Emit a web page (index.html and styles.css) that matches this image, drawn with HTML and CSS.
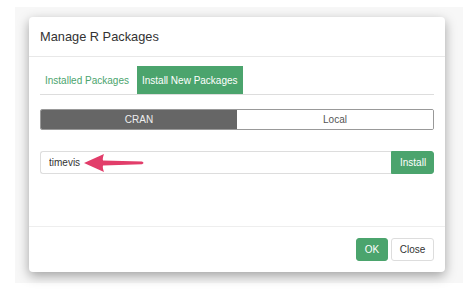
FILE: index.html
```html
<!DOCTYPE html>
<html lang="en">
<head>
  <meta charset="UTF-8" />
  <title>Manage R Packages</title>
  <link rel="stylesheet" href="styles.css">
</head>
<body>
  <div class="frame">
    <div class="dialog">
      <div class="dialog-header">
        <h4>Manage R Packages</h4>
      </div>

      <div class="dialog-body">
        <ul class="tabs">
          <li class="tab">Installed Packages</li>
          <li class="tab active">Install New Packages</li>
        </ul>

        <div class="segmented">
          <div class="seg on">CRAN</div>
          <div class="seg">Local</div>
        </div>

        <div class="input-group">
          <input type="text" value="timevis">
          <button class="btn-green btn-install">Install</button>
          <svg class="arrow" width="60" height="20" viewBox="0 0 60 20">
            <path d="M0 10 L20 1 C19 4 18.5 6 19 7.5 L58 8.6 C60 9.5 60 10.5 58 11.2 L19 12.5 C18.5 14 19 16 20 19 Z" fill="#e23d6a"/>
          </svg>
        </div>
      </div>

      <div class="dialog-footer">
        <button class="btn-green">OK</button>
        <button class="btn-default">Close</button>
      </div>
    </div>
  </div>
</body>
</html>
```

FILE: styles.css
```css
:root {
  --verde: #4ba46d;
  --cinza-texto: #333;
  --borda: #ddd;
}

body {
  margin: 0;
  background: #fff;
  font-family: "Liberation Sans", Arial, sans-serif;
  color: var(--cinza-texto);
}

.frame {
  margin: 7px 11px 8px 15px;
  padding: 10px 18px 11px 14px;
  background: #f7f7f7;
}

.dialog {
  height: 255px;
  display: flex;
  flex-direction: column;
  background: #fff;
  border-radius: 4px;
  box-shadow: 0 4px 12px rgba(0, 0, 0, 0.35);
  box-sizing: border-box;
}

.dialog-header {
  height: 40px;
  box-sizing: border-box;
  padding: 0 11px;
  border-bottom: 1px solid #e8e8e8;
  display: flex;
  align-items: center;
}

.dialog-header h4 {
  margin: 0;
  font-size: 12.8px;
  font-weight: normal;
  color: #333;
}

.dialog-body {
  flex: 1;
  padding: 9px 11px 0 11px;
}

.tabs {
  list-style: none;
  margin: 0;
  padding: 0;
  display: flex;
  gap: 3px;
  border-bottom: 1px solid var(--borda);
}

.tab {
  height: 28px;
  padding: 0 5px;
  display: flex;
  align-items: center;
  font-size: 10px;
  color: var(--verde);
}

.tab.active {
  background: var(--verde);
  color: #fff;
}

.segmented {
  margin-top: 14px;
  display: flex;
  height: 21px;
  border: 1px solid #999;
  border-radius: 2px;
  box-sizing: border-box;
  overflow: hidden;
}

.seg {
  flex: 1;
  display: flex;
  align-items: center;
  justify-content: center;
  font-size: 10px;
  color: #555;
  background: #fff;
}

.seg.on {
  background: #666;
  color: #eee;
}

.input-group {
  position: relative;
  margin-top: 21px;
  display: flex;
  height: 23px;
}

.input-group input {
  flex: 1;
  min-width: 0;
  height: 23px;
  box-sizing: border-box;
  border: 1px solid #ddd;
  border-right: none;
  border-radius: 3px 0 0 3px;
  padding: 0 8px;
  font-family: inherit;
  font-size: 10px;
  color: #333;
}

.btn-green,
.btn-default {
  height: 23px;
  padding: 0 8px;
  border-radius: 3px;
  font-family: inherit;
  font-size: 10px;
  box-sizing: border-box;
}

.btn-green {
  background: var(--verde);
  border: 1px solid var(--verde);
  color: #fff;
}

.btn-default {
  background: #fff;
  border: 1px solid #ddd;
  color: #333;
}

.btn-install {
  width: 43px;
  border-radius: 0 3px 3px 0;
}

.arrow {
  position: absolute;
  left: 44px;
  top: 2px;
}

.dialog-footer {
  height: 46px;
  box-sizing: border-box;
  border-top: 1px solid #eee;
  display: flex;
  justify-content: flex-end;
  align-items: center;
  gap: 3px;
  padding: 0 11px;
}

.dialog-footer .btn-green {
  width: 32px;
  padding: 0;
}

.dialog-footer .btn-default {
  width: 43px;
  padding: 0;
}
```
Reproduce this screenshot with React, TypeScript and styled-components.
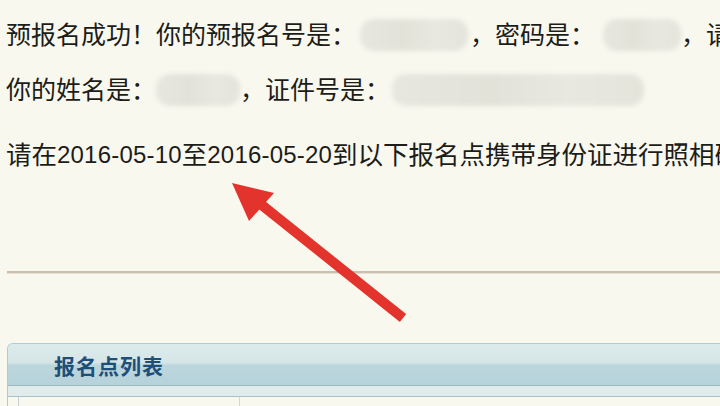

+++++

Task brief:
Using the material above, set down every line exactly, but skip the pictures.

Solution:
Emit a web page (index.html and styles.css) that matches this image, drawn with HTML and CSS.
FILE: index.html
```html
<!DOCTYPE html>
<html lang="en">
<head>
  <meta charset="UTF-8" />
  <title>Manage R Packages</title>
  <link rel="stylesheet" href="styles.css">
</head>
<body>
  <div class="frame">
    <div class="dialog">
      <div class="dialog-header">
        <h4>Manage R Packages</h4>
      </div>

      <div class="dialog-body">
        <ul class="tabs">
          <li class="tab">Installed Packages</li>
          <li class="tab active">Install New Packages</li>
        </ul>

        <div class="segmented">
          <div class="seg on">CRAN</div>
          <div class="seg">Local</div>
        </div>

        <div class="input-group">
          <input type="text" value="timevis">
          <button class="btn-green btn-install">Install</button>
          <svg class="arrow" width="60" height="20" viewBox="0 0 60 20">
            <path d="M0 10 L20 1 C19 4 18.5 6 19 7.5 L58 8.6 C60 9.5 60 10.5 58 11.2 L19 12.5 C18.5 14 19 16 20 19 Z" fill="#e23d6a"/>
          </svg>
        </div>
      </div>

      <div class="dialog-footer">
        <button class="btn-green">OK</button>
        <button class="btn-default">Close</button>
      </div>
    </div>
  </div>
</body>
</html>
```

FILE: styles.css
```css
:root {
  --verde: #4ba46d;
  --cinza-texto: #333;
  --borda: #ddd;
}

body {
  margin: 0;
  background: #fff;
  font-family: "Liberation Sans", Arial, sans-serif;
  color: var(--cinza-texto);
}

.frame {
  margin: 7px 11px 8px 15px;
  padding: 10px 18px 11px 14px;
  background: #f7f7f7;
}

.dialog {
  height: 255px;
  display: flex;
  flex-direction: column;
  background: #fff;
  border-radius: 4px;
  box-shadow: 0 4px 12px rgba(0, 0, 0, 0.35);
  box-sizing: border-box;
}

.dialog-header {
  height: 40px;
  box-sizing: border-box;
  padding: 0 11px;
  border-bottom: 1px solid #e8e8e8;
  display: flex;
  align-items: center;
}

.dialog-header h4 {
  margin: 0;
  font-size: 12.8px;
  font-weight: normal;
  color: #333;
}

.dialog-body {
  flex: 1;
  padding: 9px 11px 0 11px;
}

.tabs {
  list-style: none;
  margin: 0;
  padding: 0;
  display: flex;
  gap: 3px;
  border-bottom: 1px solid var(--borda);
}

.tab {
  height: 28px;
  padding: 0 5px;
  display: flex;
  align-items: center;
  font-size: 10px;
  color: var(--verde);
}

.tab.active {
  background: var(--verde);
  color: #fff;
}

.segmented {
  margin-top: 14px;
  display: flex;
  height: 21px;
  border: 1px solid #999;
  border-radius: 2px;
  box-sizing: border-box;
  overflow: hidden;
}

.seg {
  flex: 1;
  display: flex;
  align-items: center;
  justify-content: center;
  font-size: 10px;
  color: #555;
  background: #fff;
}

.seg.on {
  background: #666;
  color: #eee;
}

.input-group {
  position: relative;
  margin-top: 21px;
  display: flex;
  height: 23px;
}

.input-group input {
  flex: 1;
  min-width: 0;
  height: 23px;
  box-sizing: border-box;
  border: 1px solid #ddd;
  border-right: none;
  border-radius: 3px 0 0 3px;
  padding: 0 8px;
  font-family: inherit;
  font-size: 10px;
  color: #333;
}

.btn-green,
.btn-default {
  height: 23px;
  padding: 0 8px;
  border-radius: 3px;
  font-family: inherit;
  font-size: 10px;
  box-sizing: border-box;
}

.btn-green {
  background: var(--verde);
  border: 1px solid var(--verde);
  color: #fff;
}

.btn-default {
  background: #fff;
  border: 1px solid #ddd;
  color: #333;
}

.btn-install {
  width: 43px;
  border-radius: 0 3px 3px 0;
}

.arrow {
  position: absolute;
  left: 44px;
  top: 2px;
}

.dialog-footer {
  height: 46px;
  box-sizing: border-box;
  border-top: 1px solid #eee;
  display: flex;
  justify-content: flex-end;
  align-items: center;
  gap: 3px;
  padding: 0 11px;
}

.dialog-footer .btn-green {
  width: 32px;
  padding: 0;
}

.dialog-footer .btn-default {
  width: 43px;
  padding: 0;
}
```
Reproduce this screenshot with React, TypeScript and styled-components.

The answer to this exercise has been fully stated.